Small businesses and labor unions, Cañete says, are doing everything they can to bring healthcare costs down, so they worry that new legislation is going to drive costs even higher. “The concern is that employers are going to say, ‘Hey, I’m just going to stop covering people because the costs are too prohibitive.’”
“California has a huge deficit that we’re trying to recover from,” Cañete says. “The last thing we need to be doing is spending millions upon millions of dollars to defend a law that will most likely be negated and raise healthcare costs for all Californians.”
“This is about keeping businesses competitive and keeping those healthcare costs down. If you take the PBMs out of the market, these local pharmacies will be at the whim of Big Pharma. When we see our healthcare premiums going up, by say 5 or 10%, it becomes costly. We want to continue to insure our employees but how do we do that? We’re doing a lot to reduce those costs, but we do not need regulations or unfriendly laws that raise those costs, not just by a few dollars, but billions of dollars overall.”
He says that elaborate bills like SB 966 often succeed because they are presented as bills to boost competition, in this case between smaller pharmacies and large, network pharmacies.
“I think it’s Big Pharma just really trying to control the costs over patients’ medications,’” Cañete says. “PBMs work to get drug costs down and pass the savings down to the end user, but none of the policies in SB 966 will lower any drug costs; only the drug companies can lower those prices.
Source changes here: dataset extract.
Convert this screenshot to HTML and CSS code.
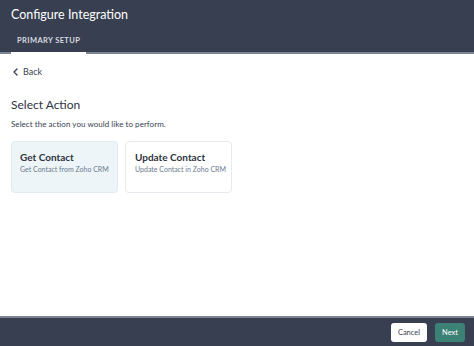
FILE: index.html
```html
<!DOCTYPE html>
<html>
<head>
<meta charset="utf-8">
<link rel="stylesheet" href="styles.css">
</head>
<body>
<div class="app">
  <header class="header">
    <div class="title">Configure Integration</div>
    <nav class="tabs"><div class="tab active">PRIMARY SETUP</div></nav>
  </header>
  <main class="main">
    <div class="back">
      <svg width="7" height="8" viewBox="0 0 7 8"><path d="M5 1 L2 4 L5 7" fill="none" stroke="#374151" stroke-width="1.4" stroke-linecap="round" stroke-linejoin="round"/></svg>
      <span>Back</span>
    </div>
    <h2 class="heading">Select Action</h2>
    <p class="sub">Select the action you would like to perform.</p>
    <div class="cards">
      <div class="card selected">
        <div class="card-title">Get Contact</div>
        <div class="card-desc">Get Contact from Zoho CRM</div>
      </div>
      <div class="card">
        <div class="card-title">Update Contact</div>
        <div class="card-desc">Update Contact in Zoho CRM</div>
      </div>
    </div>
  </main>
  <footer class="footer">
    <button class="btn cancel">Cancel</button>
    <button class="btn next">Next</button>
  </footer>
</div>
</body>
</html>
```
FILE: styles.css
```css
* { box-sizing: border-box; }
html, body { margin: 0; padding: 0; }
body { font-family: Lato, "Noto Sans", sans-serif; background: #fff; }
.app { display: flex; flex-direction: column; width: 474px; height: 346px; }
.header { background: #373f50; border-bottom: 2px solid #7c8594; height: 54px; display: flex; flex-direction: column; padding: 0 0 0 11px; }
.title { color: #fff; font-size: 12.5px; margin-top: 7px; line-height: 15px; }
.tabs { display: flex; margin-top: auto; }
.tab { color: #d7dbe2; font-size: 7.5px; font-weight: bold; letter-spacing: 0.4px; padding: 0 6px 7px 6px; border-bottom: 2px solid transparent; margin-bottom: -2px; }
.tab.active { border-bottom-color: #fff; }
.main { flex: 1; padding: 12px 11px 0 11px; }
.back { display: flex; align-items: center; gap: 4px; font-size: 9px; color: #374151; padding-left: 1px; }
.heading { font-weight: normal; font-size: 12px; color: #2d3340; margin: 20px 0 0 0; line-height: 15px; }
.sub { font-size: 8px; color: #374151; margin: 7px 0 0 0; letter-spacing: 0.05px; }
.cards { display: flex; gap: 7px; margin-top: 12px; }
.card { width: 107px; height: 52px; border: 1px solid #e6e9ee; border-radius: 4px; padding: 9px 4px 9px 8px; background: #fff; }
.card + .card { padding-left: 9px; }
.card.selected { background: #eef5f8; border-color: #e2ebf0; }
.card-title { font-weight: bold; font-size: 10px; color: #2d3340; line-height: 12px; white-space: nowrap; }
.card-desc { font-size: 7px; color: #6b7a90; margin-top: 2px; white-space: nowrap; }
.footer { background: #373f50; border-top: 2px solid #7c8594; height: 30px; display: flex; justify-content: flex-end; align-items: center; gap: 8px; padding: 0 9px 0 0; }
.btn { font-family: Lato, sans-serif; font-size: 7.5px; border: none; border-radius: 3px; height: 19px; padding: 0 7px; }
.cancel { background: #fff; color: #374151; }
.next { background: #3b8175; color: #fff; }
```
The PBM is the middle man trying to bring the cost down.” Of note, several trade associations representing drugmakers are backing the bill.
Clair says the larger companies he represents have a similar concern. “All of our large employers deal with PBMs at some point,” he says. “And there are definitely PBM practices that our members have issues with and the general system has issues with.” Some of those were initially addressed in SB 966 but were removed in the conference phase. “All that’s left are restrictions on mail-order pharmacies and restrictions on network expansion.”
If the bill is signed, employers, business organizations, and watchdogs will wait to see how regulators will enforce it and whether it will be applied to ERISA plans, which is not clear in the bill’s text. “As goes California – sometimes goes the nation,” Clair muses. “This is sure to be a big battleground for the PBM – ERISA preemption issue.”
Clair penned a letter to the governor in mid-September asking him to veto SB 996, as have numerous employers. The Hispanic Chamber says they are partnering with other ethnic chambers to voice their united opposition as well. When it comes to healthcare costs, employers all of sizes hope that Newsom vetoes the bill. “The impact on the state and society in general is going to be enormous,” Cañete says. “I’d rather he help California grow its economy and focus on making the state more business-friendly from a regulatory standpoint.”